A place to meet, discuss and organise?

It could be said that at the very least, communal kitchens serve to meet with others, pose questions on social problems and discuss ways to solve them; that they could help win people to the cause of revolution and revolutionary struggle.

Comrades who participate in these organizations explain their participation using that very logic. They say, “Honestly, what we do [at the communal kitchens] makes no difference at all. It is reformism, and makes things easier for the state. But at least in this way we get people together, give them a class conscience, and teach them about solidarity.”

In Argentina today, within the various grass roots organizations (piqueteros, communal kitchens, self-regulated businesses, networks of economic solidarity, etc.) there are thousands of people who are “organized,” who supposedly “meet,” “become class conscious,” “do something,” etc.

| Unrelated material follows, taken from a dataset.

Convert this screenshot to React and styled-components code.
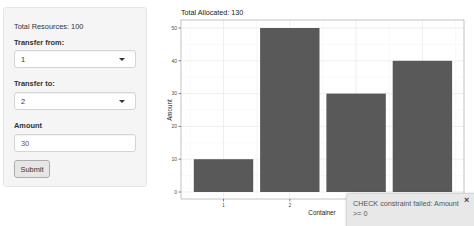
import React from "react";
import styled, { createGlobalStyle } from "styled-components";

const GlobalStyle = createGlobalStyle`
  html, body {
    margin: 0;
    padding: 0;
    background: #ffffff;
    font-family: "Liberation Sans", Arial, sans-serif;
    color: #333333;
  }
`;

const Page = styled.div`
  position: relative;
  width: 474px;
  height: 226px;
  overflow: hidden;
  display: flex;
  align-items: flex-start;
  padding: 7px 0 0 3px;
  box-sizing: border-box;
`;

const Sidebar = styled.div`
  width: 144px;
  height: 180px;
  box-sizing: border-box;
  background: #f5f5f5;
  border: 1px solid #e6e6e6;
  border-radius: 3px;
  padding: 14px 10px 0 10px;
  display: flex;
  flex-direction: column;
`;

const Info = styled.div`
  font-size: 7.4px;
  line-height: 10px;
  margin-bottom: 6px;
`;

const Label = styled.label`
  font-size: 7.4px;
  font-weight: bold;
  line-height: 10px;
  margin-bottom: ${(p) => p.$gap}px;
`;

const Field = styled.div`
  height: 18px;
  box-sizing: border-box;
  background: #ffffff;
  border: 1px solid #d4d4d4;
  border-radius: 3px;
  display: flex;
  align-items: center;
  justify-content: space-between;
  padding: 0 10px 0 6px;
  font-size: 7.4px;
  color: ${(p) => (p.$muted ? "#555555" : "#333333")};
  margin-bottom: ${(p) => p.$gap}px;
  box-shadow: inset 0 1px 1px rgba(0, 0, 0, 0.05);
`;

const Caret = styled.span`
  width: 0;
  height: 0;
  border-left: 3px solid transparent;
  border-right: 3px solid transparent;
  border-top: 3px solid #333333;
`;

const Button = styled.button`
  align-self: flex-start;
  width: 36px;
  height: 18px;
  padding: 0;
  font-family: "Liberation Sans", Arial, sans-serif;
  font-size: 7.4px;
  color: #333333;
  background: #e6e6e6;
  border: 1px solid #adadad;
  border-radius: 3px;
`;

const Main = styled.div`
  margin-left: 13px;
  width: 314px;
  display: flex;
  flex-direction: column;
`;

const Title = styled.div`
  font-size: 7.2px;
  line-height: 12px;
  padding-left: 21px;
  color: #1a1a1a;
`;

const Toast = styled.div`
  position: absolute;
  left: 346px;
  top: 193px;
  width: 140px;
  height: 40px;
  box-sizing: border-box;
  background: #e8e8e8;
  border: 1px solid #d6d6d6;
  border-radius: 3px;
  padding: 5px 24px 0 6px;
  font-size: 7.2px;
  line-height: 10px;
  color: #555555;
  box-shadow: 0 0 3px rgba(0, 0, 0, 0.15);
`;

const Close = styled.span`
  position: absolute;
  left: 117px;
  top: 1px;
  font-size: 9px;
  font-weight: bold;
  color: #444444;
`;

const data = [10, 50, 30, 40];
const ux = 66.3;
const x0 = 63.5 - ux; // x for value 0 in svg coordinates
const xs = (v) => x0 + v * ux;
const ys = (v) => 173 - v * 3.28;

function Chart() {
  const minorX = [0.5, 1.5, 2.5, 3.5, 4.5];
  const majorX = [1, 2, 3, 4];
  const majorY = [0, 10, 20, 30, 40, 50];
  const minorY = [5, 15, 25, 35, 45];
  return (
    <svg width="314" height="207" viewBox="0 0 314 207">
      <rect x="21" y="1" width="283" height="179" fill="#ffffff" />
      {minorY.map((v) => (
        <line key={"my" + v} x1="21" x2="304" y1={ys(v)} y2={ys(v)} stroke="#f2f2f2" strokeWidth="0.5" />
      ))}
      {minorX.map((v) => (
        <line key={"mx" + v} y1="1" y2="180" x1={xs(v)} x2={xs(v)} stroke="#f2f2f2" strokeWidth="0.5" />
      ))}
      {majorY.map((v) => (
        <line key={"gy" + v} x1="21" x2="304" y1={ys(v)} y2={ys(v)} stroke="#ebebeb" strokeWidth="0.8" />
      ))}
      {majorX.map((v) => (
        <line key={"gx" + v} y1="1" y2="180" x1={xs(v)} x2={xs(v)} stroke="#ebebeb" strokeWidth="0.8" />
      ))}
      {data.map((d, i) => (
        <rect
          key={i}
          x={xs(i + 1) - 29.7}
          y={ys(d)}
          width="59.4"
          height={ys(0) - ys(d)}
          fill="#595959"
        />
      ))}
      <rect x="21" y="1" width="283" height="179" fill="none" stroke="#b3b3b3" strokeWidth="0.8" />
      {majorY.map((v) => (
        <g key={"ty" + v}>
          <line x1="18.5" x2="21" y1={ys(v)} y2={ys(v)} stroke="#333333" strokeWidth="0.6" />
          <text x="17" y={ys(v) + 1.8} fontSize="5" textAnchor="end" fill="#4d4d4d" fontFamily="Liberation Sans, Arial, sans-serif">
            {v}
          </text>
        </g>
      ))}
      {majorX.map((v) => (
        <g key={"tx" + v}>
          <line y1="180" y2="182.5" x1={xs(v)} x2={xs(v)} stroke="#333333" strokeWidth="0.6" />
          <text x={xs(v)} y="188" fontSize="5" textAnchor="middle" fill="#4d4d4d" fontFamily="Liberation Sans, Arial, sans-serif">
            {v}
          </text>
        </g>
      ))}
      <text x="162" y="196" fontSize="6.3" textAnchor="middle" fill="#1a1a1a" fontFamily="Liberation Sans, Arial, sans-serif">
        Container
      </text>
      <text
        x="0"
        y="0"
        fontSize="6.3"
        textAnchor="middle"
        fill="#1a1a1a"
        fontFamily="Liberation Sans, Arial, sans-serif"
        transform="translate(12 91) rotate(-90)"
      >
        Amount
      </text>
    </svg>
  );
}

export default function App() {
  return (
    <>
      <GlobalStyle />
      <Page>
        <Sidebar>
          <Info>Total Resources: 100</Info>
          <Label $gap={2}>Transfer from:</Label>
          <Field $gap={11}>
            1<Caret />
          </Field>
          <Label $gap={3}>Transfer to:</Label>
          <Field $gap={11}>
            2<Caret />
          </Field>
          <Label $gap={3}>Amount</Label>
          <Field $gap={8} $muted>
            30
          </Field>
          <Button>Submit</Button>
        </Sidebar>
        <Main>
          <Title>Total Allocated: 130</Title>
          <Chart />
        </Main>
        <Toast>
          CHECK constraint failed: Amount &gt;= 0
          <Close>×</Close>
        </Toast>
      </Page>
    </>
  );
}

It would seem that this mass of people represent an impressive force; but in reality they are thousands and thousands of people who are paralyzed, whose are tied  hands and feet by capital and its state. This has been demonstrated time and again, the last of which happened when these organizations drowned the workers of Garrahan in a false sense of solidarity.

The one activity that dominates all others in these organizations is the disbursement of [economic] assistance, the maintenance of misery, and its use by the state to perpetuate exploitation. All of this is done against the wishes of their members. It is of no use to discuss ways of combating misery when all activities revolve around perpetuating this very problem. This is why despite meaning well, despite attempts at persuading [the masses], no real discussions of or activities directed at revolutionary struggles can be developed within this context.

If we are to organize ourselves to combat our misery, we need to zoom in on an activity that gets to the root of the problem. It is only the working class struggle that can do this. However, this struggle is still in its infancy, and it will take time to develop a revolutionary force that will allow the proletariat to rise against capitalism. In the meantime, it is necessary to contribute an activity of discussion, interventions in the struggles, the international regroupment of revolutionaries, the creation of discussion circles around communist positions. Such an enterprise might seem “abstract” and out of touch with immediate concerns in our everyday lives. But each time there is a massive struggle by the working class, the usefulness and advantage of having a handful of revolutionaries—who contribute to such a cause with analysis, proposals and orientations—becomes clear. That is how we saw the waves of strikes in Argentina between June and August, when an intervention could have helped take the struggle further, to learn political lessons, to do away with the traps that the bourgeoisie employed.

Just a few days ago in Mar de Plata, Chavez and Maradona began a farce of “anti-imperialist struggle.” At that moment, what was needed was a revolutionary voice to denounce a trick aimed a diverting them  towards an impotent activism, and will progressively drown them in confusion and demoralization.

Therefore, those comrades who are the most conscious and combative—who feel the most indignation against misery and hunger—must direct will and thinking towards the clarification of the revolutionary positions of the proletariat, towards intervention within it, towards struggle against the lies and the traps that the capitalist state uses against them

ICC 19-11-05.

[1]              According to Wikipedia, “A piquetero is a member of a social movement originally initiated by unemployed workers in Argentina in the mid-1990s, during Carlos Menem's rule, a few years before the peak of the economic crisis that started in 1998 with a recession and erupted in 2001 causing the resignation of President Fernando de la Rúa and three of his successors in a matter of weeks.

                “The word piquetero is a neologism in the Spanish of Argentina. It comes from piquete (in English, "picketing"), that is, a standing demonstration of protest in a significant spot, in this case usually appearing as a road blockade.